Bazen de açığı, o sektörle küçük bir temas yaşarken siz de farkedebilirsiniz. Örneğin, Girişim Fabrikası & Turkcell hızlandırma programında, girişimcilerden Eray Hangül’ün, süreçlerdeki dağınıklığı ve manuel işleyişi gördükten sonra “sizin ERP’ye ihtiyacınız var” diyerek hızlandırma merkezi SaaS yazılım fikrini bulması gibi.
B2B e-ticaretin avantajları
Peki B2B e-ticareti cazip kılan, sadece sektörlerdeki açıklar mı? Tabi ki hayır. Bunun dışında da avantajları var elbette.

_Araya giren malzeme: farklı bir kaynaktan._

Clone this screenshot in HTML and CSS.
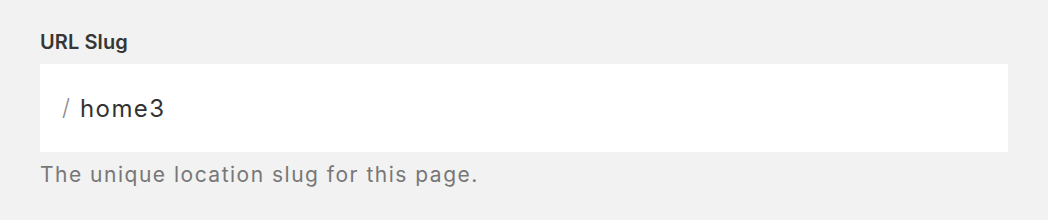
FILE: index.html
```html
<!DOCTYPE html>
<html lang="en">
  <head>
    <title>URL Slug</title>
    <link rel="stylesheet" href="styles.css">
  </head>
  <body>
    <div class="field">
      <label class="field-label" for="slug">URL Slug</label>
      <div class="slug-input">
        <span class="slug-prefix">/</span>
        <input id="slug" type="text" value="home3">
      </div>
      <p class="field-help">The unique location slug for this page.</p>
    </div>
  </body>
</html>
```

FILE: styles.css
```css
body {
  margin: 0;
  background-color: #f2f2f2;
  font-family: Inter, "Open Sans", sans-serif;
}
.field {
  padding: 28px 40px 0 40px;
}
.field-label {
  display: block;
  height: 36px;
  font-size: 20px;
  font-weight: 600;
  line-height: 28px;
  color: #363636;
  letter-spacing: 0.1px;
}
.slug-input {
  display: flex;
  align-items: center;
  height: 88px;
  background-color: #fff;
  padding: 0 22px;
  gap: 10px;
}
.slug-prefix {
  font-size: 23px;
  font-weight: 300;
  color: #8a8a8a;
}
.slug-input input {
  flex-grow: 1;
  border: none;
  outline: none;
  background: transparent;
  font-family: inherit;
  font-size: 24px;
  color: #333;
  padding: 0;
  letter-spacing: 1.4px;
}
.field-help {
  margin: 10px 0 0 0;
  font-size: 21px;
  line-height: 26px;
  color: #777;
  letter-spacing: 1.5px;
}
```
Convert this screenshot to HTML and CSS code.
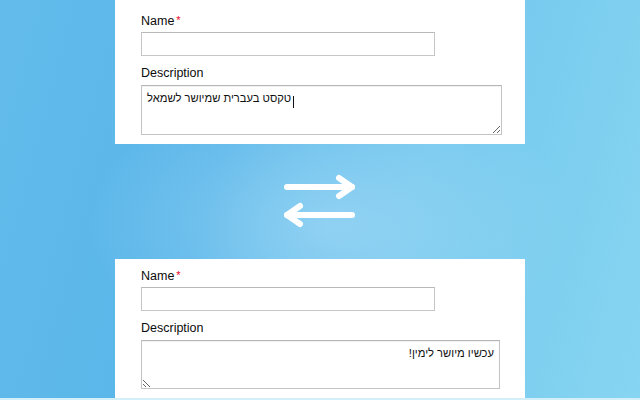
FILE: index.html
```html
<!DOCTYPE html>
<html lang="en">
<head>
    <meta charset="UTF-8">
    <meta name="viewport" content="width=device-width, initial-scale=1.0">
    <title>RTL Textarea</title>
    <link rel="stylesheet" href="styles.css">
</head>
<body>

    <!-- Before: Hebrew text stuck on the left -->
    <div class="card card-top">
        <div class="field">
            <label for="name-before">Name<span class="required">*</span></label>
            <input type="text" class="text-input" id="name-before">
        </div>
        <div class="field">
            <label for="desc-before">Description</label>
            <div class="textarea-wrap">
                <textarea class="text-area" id="desc-before" readonly>טקסט בעברית שמיושר לשמאל</textarea>
                <span class="caret"></span>
            </div>
        </div>
    </div>

    <div class="swap">
        <svg width="72" height="56" viewBox="0 0 72 56">
            <g fill="none" stroke="#fff" stroke-width="6" stroke-linecap="round" stroke-linejoin="round">
                <path d="M3 13 H68"/>
                <path d="M55 4 L68 13 L55 22"/>
                <path d="M3 41 H68"/>
                <path d="M16 32 L3 41 L16 50"/>
            </g>
        </svg>
    </div>

    <!-- After: aligned right -->
    <div class="card card-bottom">
        <div class="field">
            <label for="name-after">Name<span class="required">*</span></label>
            <input type="text" class="text-input" id="name-after">
        </div>
        <div class="field">
            <label for="desc-after">Description</label>
            <textarea class="text-area" id="desc-after" dir="rtl" readonly>עכשיו מיושר לימין!</textarea>
        </div>
    </div>

    <div class="edge"></div>

</body>
</html>
```

FILE: styles.css
```css
  body {
      font-family: "Liberation Sans", Arial, sans-serif;
      margin: 0;
      height: 400px;
      overflow: hidden;
      color: #111;
      background:
          radial-gradient(ellipse 240px 150px at 330px 225px, rgba(175, 222, 248, 0.55), rgba(175, 222, 248, 0) 100%),
          linear-gradient(105deg, #62bbeb 0%, #5ab6e9 35%, #74c8ee 62%, #86d5f1 100%);
  }
  .card {
      background-color: #fff;
      width: 410px;
      margin: 0 auto;
      box-sizing: border-box;
      padding: 0 26px;
  }
  .card-top {
      height: 144px;
      padding-top: 14px;
  }
  .card-bottom {
      height: 139px;
      padding-top: 10px;
  }
  .field {
      margin-bottom: 10px;
  }
  .field label {
      display: block;
      font-size: 12.5px;
      line-height: 14px;
      margin-bottom: 4px;
      color: #0c0c0c;
  }
  .required {
      color: #e8001c;
      font-size: 11px;
      line-height: 0;
      vertical-align: 1px;
      margin-left: 2px;
  }
  .text-input {
      display: block;
      width: 294px;
      height: 24px;
      box-sizing: border-box;
      border: 1px solid #c6c6c6;
      border-top-color: #b9b9b9;
      margin: 0;
      padding: 2px 5px;
      background: #fff;
  }
  .textarea-wrap {
      position: relative;
  }
  .text-area {
      display: block;
      width: 361px;
      height: 50px;
      box-sizing: border-box;
      margin: 5px 0 0;
      padding: 5px 5px;
      border: 1px solid #c4c4c4;
      border-top-color: #b6b6b6;
      box-shadow: inset 0 1px 1px rgba(0, 0, 0, 0.06);
      font-family: "Liberation Sans", Arial, sans-serif;
      font-size: 11.2px;
      line-height: 14px;
      color: #111;
      background: #fff;
      outline: none;
  }
  .card-bottom .text-area {
      height: 49px;
      width: 359px;
  }
  .caret {
      position: absolute;
      left: 152px;
      top: 11px;
      width: 1px;
      height: 12px;
      background-color: #111;
  }
  .swap {
      height: 115px;
      display: flex;
      align-items: center;
      justify-content: center;
  }
  .swap svg {
      display: block;
      margin-left: -1px;
  }
  .edge {
      height: 2px;
      background-color: #d2effa;
  }
```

- Firmalar, süreçlerini iyileştiren, satışlarını artıran çözümlere yatırım yaparlar
- Firmaların alım gücü, son kullacının alım gücü ortalamasından daha fazladır
- Özellikle küçük ve orta ölçekli işletme sahipleri, iletişime son kullanıcıdan daha açıktır
- Ticaretin gereği olarak firmalar, kendilerine yapılan pazarlama faaliyetlerine karşı son kullanıcıdan daha fazla açıktır
- Pazarın büyüklüğünü hesaplamak daha kolaydır
- Sektördeki firmalar genelde benzer bir profile sahiptir. Bu profilin personasını çıkardıktan sonra onlara iş yapmak daha kolaydır
Bu avantajların yanı sıra pazarın da sektördeki firmalarla sınırlı olması gibi dezavantajlar da mevcuttur elbette. Ancak iş modelini, İngilizce içerikle yurtdışına açmak veya B2B2C şeklinde genişleterek mevcut pazarı büyütmek de mümkündür.
Özetle, ABD’de 1850’lerdeki Altına Hücum furyasında olduğu gibi son kullanıcıya (altına) odaklanmak yerine, bölgeye gelen altın arayacılarına kazma kürek satarak (B2B) köşeyi dönenlerin uyguladığı modeli de tercih edebilirsiniz.